The Norwegian Police Security Service (PST) defines radicalisation as “a process in which a person increasingly accepts the use of violence as a political goal”. They share this definition with a host of researchers.

The theory behind it, the so-called phase theory, suggests there is a “point of no return”, and the idea is that the sooner the brakes are applied in this process the easier it is to bring it to a halt.

“But a radicalisation process is never irrevocable. These individuals are constantly considering and reconsidering what they are doing. In other words, nobody is radical all the time,” says Jensen.

A matter of mobilising youth

Jensen has conducted research on the political organisation of violent youth in a number of countries. On the basis of this research he has concluded that it would be best to discard the radicalisation concept and replace it with an alternative term – mobilisation.

Jensen views the latter as a more neutral concept that encompasses several of the motivating factors which lead young people to seek violent organisations.

Instead of a linear process in which the young individual becomes increasingly radical, Jensen thinks a person engages in a number of rational deliberations and make many choices.
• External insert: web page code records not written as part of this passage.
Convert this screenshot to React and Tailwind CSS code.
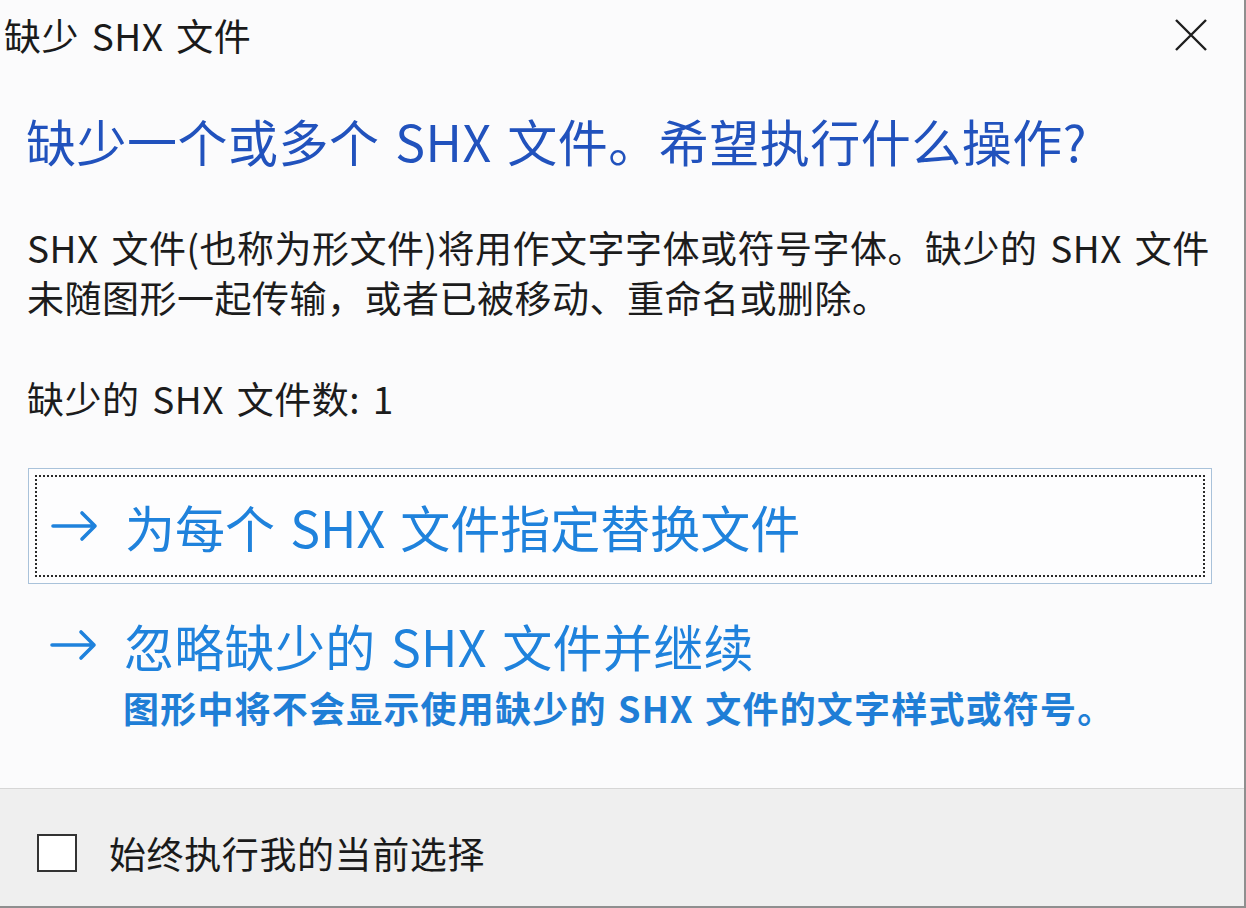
import React from "react";

const font = { fontFamily: '"Noto Sans CJK SC", "Noto Sans", sans-serif' };

function Arrow({ color }) {
  return (
    <svg width="48" height="32" viewBox="0 0 48 32" className="shrink-0">
      <path d="M2 16 H44 M31 3 L44 16 L31 29" fill="none" stroke={color} strokeWidth="3.6" strokeLinecap="round" strokeLinejoin="round" />
    </svg>
  );
}

export default function App() {
  return (
    <div
      className="w-[1246px] h-[908px] bg-[#fbfbfc] flex flex-col border-r-2 border-[#8f8f8f] overflow-hidden"
      style={font}
    >
      {/* title bar */}
      <div className="h-[70px] flex items-center justify-between pl-[4px] pr-[36px] shrink-0">
        <div className="text-[37px] leading-[44px] text-[#1a1a1a] tracking-[0.5px] [word-spacing:4px]">缺少 SHX 文件</div>
        <svg width="34" height="34" viewBox="0 0 34 34">
          <path d="M2 2 L32 32 M32 2 L2 32" stroke="#1e1e1e" strokeWidth="2.4" />
        </svg>
      </div>

      {/* heading */}
      <div className="mt-[40px] pl-[26px] text-[50px] leading-[60px] text-[#2152bd] whitespace-nowrap tracking-[0.5px] [word-spacing:4px]">
        缺少一个或多个 SHX 文件。希望执行什么操作?
      </div>

      {/* body */}
      <div className="mt-[52px] pl-[27px] pr-[10px] text-[37px] leading-[50px] text-[#1c1c1c] tracking-[0.5px] [word-spacing:4px]">
        <div className="whitespace-nowrap">SHX 文件(也称为形文件)将用作文字字体或符号字体。缺少的 SHX 文件</div>
        <div className="whitespace-nowrap">未随图形一起传输，或者已被移动、重命名或删除。</div>
      </div>

      <div className="mt-[51px] pl-[27px] text-[37px] leading-[50px] text-[#1c1c1c] whitespace-nowrap tracking-[0.5px] [word-spacing:4px]">
        缺少的 SHX 文件数: 1
      </div>

      {/* option 1 */}
      <div className="mt-[45px] ml-[28px] w-[1184px] h-[116px] border border-[#a9c2da] bg-[#fdfdfe] p-[6px] shrink-0">
        <div className="h-full border-2 border-dotted border-[#2a2a2a] flex items-center gap-[26px] pl-[14px]">
          <Arrow color="#1f82dc" />
          <span className="text-[50px] leading-[60px] text-[#1f82dc] whitespace-nowrap [word-spacing:4px]">为每个 SHX 文件指定替换文件</span>
        </div>
      </div>

      {/* option 2 */}
      <div className="mt-[31px] pl-[50px] flex items-center gap-[26px]">
        <Arrow color="#1f82dc" />
        <span className="text-[50px] leading-[60px] text-[#1f82dc] whitespace-nowrap tracking-[0.3px] [word-spacing:4px]">忽略缺少的 SHX 文件并继续</span>
      </div>
      <div className="mt-[10px] pl-[123px] text-[36px] leading-[44px] font-semibold text-[#1f7ed6] whitespace-nowrap tracking-[1.2px] [word-spacing:2px]">
        图形中将不会显示使用缺少的 SHX 文件的文字样式或符号。
      </div>

      {/* footer */}
      <div className="mt-auto h-[120px] shrink-0 bg-[#efefef] border-t border-[#d6d6d6] border-b-2 border-b-[#8f8f8f] flex items-center pl-[37px] pt-[10px]">
        <div className="w-[40px] h-[38px] bg-white border-2 border-[#333333] shrink-0" />
        <span className="ml-[32px] text-[37px] leading-[44px] text-[#1a1a1a] whitespace-nowrap tracking-[0.6px]">始终执行我的当前选择</span>
      </div>
    </div>
  );
}
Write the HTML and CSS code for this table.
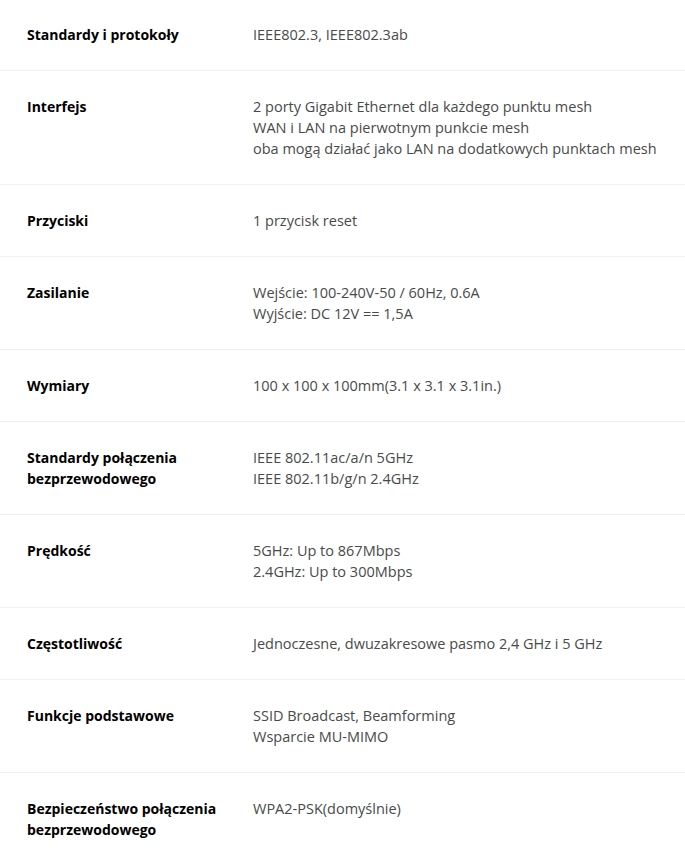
FILE: index.html
```html
<!DOCTYPE html>
<html lang="pl">
<head>
<meta charset="utf-8">
<link rel="stylesheet" href="styles.css">
</head>
<body>
<div class="spec">
  <div class="row"><div class="label">Standardy i protokoły</div><div class="value">IEEE802.3, IEEE802.3ab</div></div>
  <div class="row"><div class="label">Interfejs</div><div class="value">2 porty Gigabit Ethernet dla każdego punktu mesh<br>WAN i LAN na pierwotnym punkcie mesh<br>oba mogą działać jako LAN na dodatkowych punktach mesh</div></div>
  <div class="row"><div class="label">Przyciski</div><div class="value">1 przycisk reset</div></div>
  <div class="row"><div class="label">Zasilanie</div><div class="value">Wejście: 100-240V-50 / 60Hz, 0.6A<br>Wyjście: DC 12V == 1,5A</div></div>
  <div class="row"><div class="label">Wymiary</div><div class="value">100 x 100 x 100mm(3.1 x 3.1 x 3.1in.)</div></div>
  <div class="row"><div class="label">Standardy połączenia<br>bezprzewodowego</div><div class="value">IEEE 802.11ac/a/n 5GHz<br>IEEE 802.11b/g/n 2.4GHz</div></div>
  <div class="row"><div class="label">Prędkość</div><div class="value">5GHz: Up to 867Mbps<br>2.4GHz: Up to 300Mbps</div></div>
  <div class="row"><div class="label">Częstotliwość</div><div class="value">Jednoczesne, dwuzakresowe pasmo 2,4 GHz i 5 GHz</div></div>
  <div class="row"><div class="label">Funkcje podstawowe</div><div class="value">SSID Broadcast, Beamforming<br>Wsparcie MU-MIMO</div></div>
  <div class="row"><div class="label">Bezpieczeństwo połączenia<br>bezprzewodowego</div><div class="value">WPA2-PSK(domyślnie)</div></div>
</div>
</body>
</html>
```

FILE: styles.css
```css
html, body {
  margin: 0;
  padding: 0;
  background: #fff;
}
body {
  font-family: "Open Sans", "Noto Sans", sans-serif;
  font-size: 14px;
  line-height: 21px;
}
.spec {
  display: flex;
  flex-direction: column;
  margin-top: -1px;
}
.row {
  display: grid;
  grid-template-columns: 253px 1fr;
  padding: 25px 0;
  border-bottom: 1px solid #efefef;
}
.label {
  padding-left: 27px;
  font-weight: 700;
  color: #000;
}
.value {
  font-size: 14.5px;
  color: #4a4a4a;
}
```
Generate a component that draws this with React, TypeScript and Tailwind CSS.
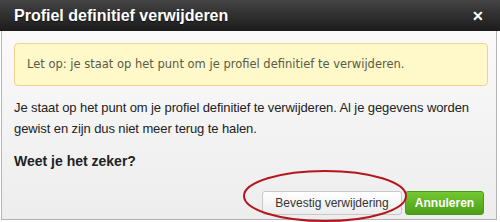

The organisations also play a role by offering these young people a place which provides some purpose or meaning.

Jensen thinks this could be especially tempting for a young man who is in the throes of a masculinity crisis.

“While men still dominate politics, culture and the economy, we see a mounting number of men who cannot live up to the demands of being a man. This is exploited by the organisations,” says Jensen.

After a while the young people’s relationship to the state and the authorities has a big impact on whether they get mobilised to violence and extreme actions.

“The decisive factor point is not whether they are for or against the state; it’s how the state reacts to them. The more it reacts the stronger the organisation or group becomes,” claims Jensen.

Hang on to social concepts

Tore Bjørgo, a professor at the Norwegian Police University College in Oslo, has also researched terrorism and extremism for years and still uses the term radicalisation.

He agrees that the term is used too inaccurately by politicians, journalists and researchers.

“However, because it has become so well entrenched in the public discourse, researchers cannot avoid the terminology but preferably they can handle it in a more precise way,” says Bjørgo.

In Bjørgo’s opinion, the radicalisation concept covers two processes:

One is what happens with the values and attitudes of a person – the radicalisation. The other process entails changes in behaviour – actually engaging in violent acts, which is called participation.
It can vary from case to case as to which comes first.

Some become radicalised first and eventually take part in acts of violence. Others participate in violence but are only superficially radicalised, whereas others again are radicalised without resorting to violence.

Bjørgo is not so keen on exchanging the radicalisation concept with mobilisation:

“Mobilisation would only cover the part of the concept related to participation, and not the attitudes. If radicalisation is used precisely it is a meaningful term,” says Bjørgo.